Tuesday, April 10, 2012

"She's got a grip!"

Wow, I went two months without posting.  I had a car accident less than a week after my last post, and let's just say it derailed a whole lot of things, this blog being one.  No serious injuries, and now I am trying to get back in the saddle.

"She's got a grip!"  Oh, how I wish that applied to me.  Sadly, no.  That statement is how I was ushered into parenting.  My oldest child turned 14 yesterday, and I thought about what that nurse said the day she was born, over and over, while celebrating her birthday yesterday.

"She's got a grip!"  It's turned out so prophetic.  She was born by cesarean after an induced labor, during which a moronic doctor broke my water at 4 cm and doomed her into an unfavorable position in which her 9 lb. 13 oz. body was not going to come through my pelvis.  (I had three VBACs later, with babies the same size and bigger, so clearly her size was not the issue.)  Anyway, while she was being suctioned, she got irritated and grabbed the cannula so forcefully that it took two nurses to pry her fingers off of it.
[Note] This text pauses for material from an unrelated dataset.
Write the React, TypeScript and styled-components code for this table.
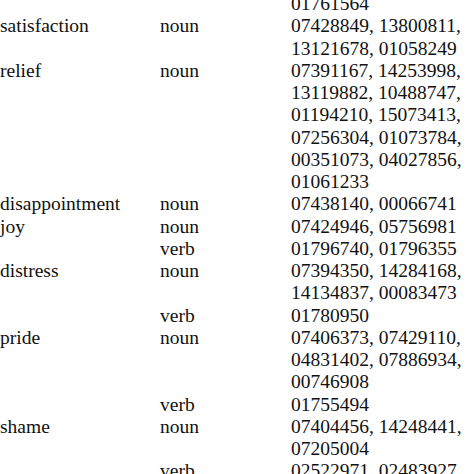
import React from "react";
import styled, { createGlobalStyle } from "styled-components";

const GlobalStyle = createGlobalStyle`
  html, body {
    margin: 0;
    padding: 0;
    background: #ffffff;
    overflow: hidden;
  }
`;

interface Entry {
  word: string;
  pos: string;
  ids: string[];
}

const entries: Entry[] = [
  { word: "", pos: "", ids: ["01761564"] },
  { word: "satisfaction", pos: "noun", ids: ["07428849, 13800811,", "13121678, 01058249"] },
  {
    word: "relief",
    pos: "noun",
    ids: [
      "07391167, 14253998,",
      "13119882, 10488747,",
      "01194210, 15073413,",
      "07256304, 01073784,",
      "00351073, 04027856,",
      "01061233",
    ],
  },
  { word: "disappointment", pos: "noun", ids: ["07438140, 00066741"] },
  { word: "joy", pos: "noun", ids: ["07424946, 05756981"] },
  { word: "", pos: "verb", ids: ["01796740, 01796355"] },
  { word: "distress", pos: "noun", ids: ["07394350, 14284168,", "14134837, 00083473"] },
  { word: "", pos: "verb", ids: ["01780950"] },
  {
    word: "pride",
    pos: "noun",
    ids: ["07406373, 07429110,", "04831402, 07886934,", "00746908"],
  },
  { word: "", pos: "verb", ids: ["01755494"] },
  { word: "shame", pos: "noun", ids: ["07404456, 14248441,", "07205004"] },
  { word: "", pos: "verb", ids: ["02522971, 02483927,", "02117649"] },
];

const App: React.FC = () => {
  return (
    <>
      <GlobalStyle />
      <SenseTable>
        {entries.map((entry, i) => (
          <SenseRow key={i}>
            <WordCell>{entry.word}</WordCell>
            <PosCell>{entry.pos}</PosCell>
            <IdCell>
              {entry.ids.map((line, j) => (
                <IdLine key={j}>{line}</IdLine>
              ))}
            </IdCell>
          </SenseRow>
        ))}
      </SenseTable>
    </>
  );
};

export default App;

const SenseTable = styled.div`
  display: flex;
  flex-direction: column;
  margin-top: -7px;
  font-family: "Liberation Serif", "Times New Roman", serif;
  font-size: 19.5px;
  line-height: 22.25px;
  color: #111111;
`;

const SenseRow = styled.div`
  display: grid;
  grid-template-columns: 160px 131px 1fr;
`;

const WordCell = styled.div`
  white-space: nowrap;
`;

const PosCell = styled.div`
  white-space: nowrap;
`;

const IdCell = styled.div`
  display: flex;
  flex-direction: column;
`;

const IdLine = styled.span`
  white-space: nowrap;
`;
Seconds after her birth, my girl had an opinion and forcefully expressed it.  She knew what she wanted and fought until she got it.  Atta girl!  We should have known then.

All of my children have turned out the same way.  With five of them, clearly we deal with differing personalities, strengths, interests, aptitudes, and yes, failings and weaknesses.  But every single one of them has a clear view of their world, definite opinions and desires, and knows how to express themselves and achieve goals.

I suppose my husband and I could take credit for this, but really, that wouldn't be fair.  All we do is love them and let them tell us who they are.  When they do things the right way, we support and congratulate them.  When they don't, we guide, correct, and sometimes have to punish them.  But what is that except what all parents should do?

They have to choose each day to be people who will achieve or not.  Who will be kind or not.  Who will move forward on the path of life or stagnate.  And most of the time, they choose correctly.

I don't know how the hell I am qualified to have custody of any of these insanely awesome young people.  I hope I make good return to God for the blessings and privileges He has afforded me in sending them to me. 

I feel like I should say more, but my brain is starting to shut down and it's time to nap before I pick up the kids from school and go to work tonight.  Nighty night all!